Continua ad essere incerta e sofferta l’approvazione del contratto nazionale 2019/21 relativo ad Istruzione, Università e Ricerca con oltre 1.200.000 dipendenti coinvolti di cui più del 90% docenti e Ata. Mercoledì 12 luglio il confronto con tra l’Aran e le sei delegazioni sindacali rappresentative (Flc-Cgil, Cisl Scuola, Uil Scuola Rua, Snals Confsal, Gilda e Anief) ha riguardato dapprima il comparto dell’Università, poi nel pomeriggio si è parlato di Ricerca e Afam, con quest’ultimo settore che ha necessitato più tempo del dovuto. Il “canovaccio” seguito è stato il lungo e articolato testo redatto dalla parte pubblica (la cui versione aggiornata è stata consegnata ai sindacati qualche giorno fa) nel quale sono presenti diverse parti del contratto scuola precedente e alcune novità importanti.
L’attenzione si sposta tutta sulla Scuola, che si tratterà nella giornata del 13 luglio, e che sarà decisiva ai fini della possibile firma e approvazione finale.

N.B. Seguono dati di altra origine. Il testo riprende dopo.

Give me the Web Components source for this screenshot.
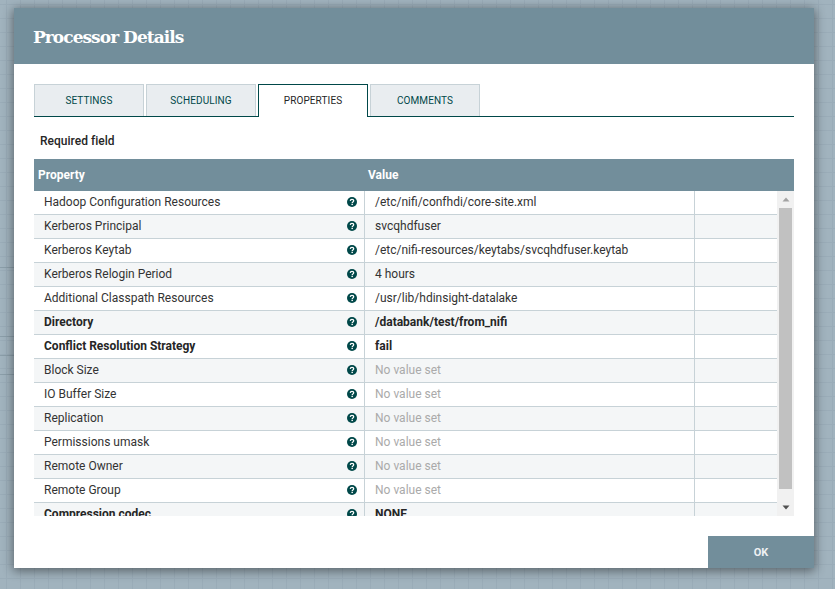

Le questioni da trattare sono svariate (c’è chi sostiene che un solo giorno di confronto non possa bastare), con entrambi le parti che “spingeranno” per fare approvare le proprie proposte: l’Aran, in particolare, continuerà ad insistere sulla revisione del codice disciplinare dei docenti, sulla cui gestione, almeno secondo l’amministrazione, dovrebbe avere maggiore peso decisionale il dirigente scolastico.
I sindacati, contrari alla novità del preside con maggiore potere, invece insisteranno sulla concessione dei giorni di permesso da concedere (senza decurtazione in busta paga) anche al personale non di ruolo.

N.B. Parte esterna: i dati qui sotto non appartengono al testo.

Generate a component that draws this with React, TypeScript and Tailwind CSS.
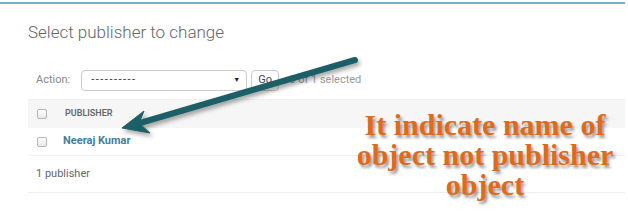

Tra le novità caldeggiate dai sindacati spicca anche l’esigenza di aprire a nuovi ordinamenti del personale Ata, per i quali sembrano profilarsi profili professionali più adeguati alla scuola d’oggi: a questo proposito, il “tavolo” di contrattazione ha a disposizione tra i 35 e i 40 milioni di euro.
In tutto, si dovrà decidere sull’assegnazione al personale scolastico di più di 400 milioni di euro: i primi 85 milioni sono in realtà dei residui dei vecchi contratti, circa 220 milioni serviranno per la valorizzazione degli insegnanti; infine, c’è una quota forfettaria di 100 milioni, sui cui c’è già il via libera delle organizzazioni sindacali.

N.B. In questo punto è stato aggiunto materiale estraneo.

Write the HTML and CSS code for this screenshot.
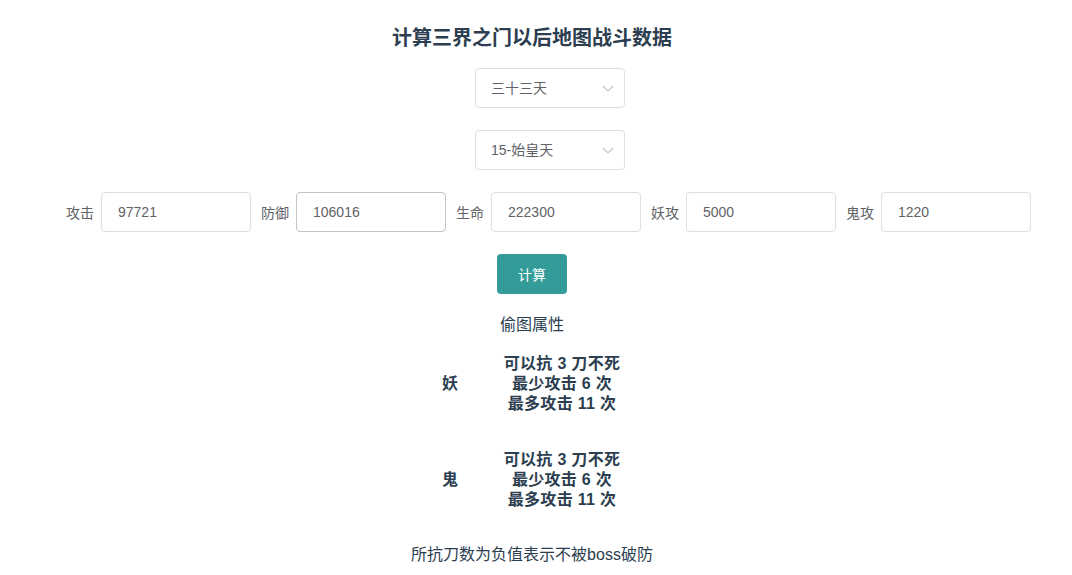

Una volta assegnati questi soldi, il personale avrà completato la parte economica del contratto di lavoro 2019/21, dopo il sì concordato alla fine del 2022 che portò ad oltre il 4% di aumento, pari in media a circa 100 euro lordi a dipendente per 13 stipendi l’anno; l’integrazione che dovrebbe arrivare con l’accordo di metà luglio 2023, porterà (probabilmente dopo l’estate) altri 20 euro medi (lordi) a lavoratore della scuola.
Una somma non certo adeguata, ma tanto ha saputo produrre il Parlamento e probabilmente in questa fase per i sindacati non sembra esserci altra via che fare di necessità virtù.
Il problema è che alcuni dei sei sindacati rappresentativi, anche tra i Confederali, potrebbero non accettare le condizioni poste dall’Aran: ma poiché non sottoscrivere un contratto collettivo nazionale comporta l’automatica esclusione dalle nuove trattative, per il Ccnl successivo (il 2022/24), non è da escludere che le organizzazioni scettiche sull’incremento concesso e sulle novità introdotte possano decidere di sottoscrivere comunque il contratto, ma apponendo una “sigla” in fondo al contratto stesso: una sorta di nota finale, nella quale apporre tutte le proprie perplessità e obiezioni rispetto a quanto approvato.
Considerando la complessità delle variabili in campo, è possibile che per arrivare all’accordo sia necessaria qualche ora in più (in questo caso potrebbe bastare venerdì 14) o giorno ulteriore (in tal caso slitterebbe tutto alla prossima settimana).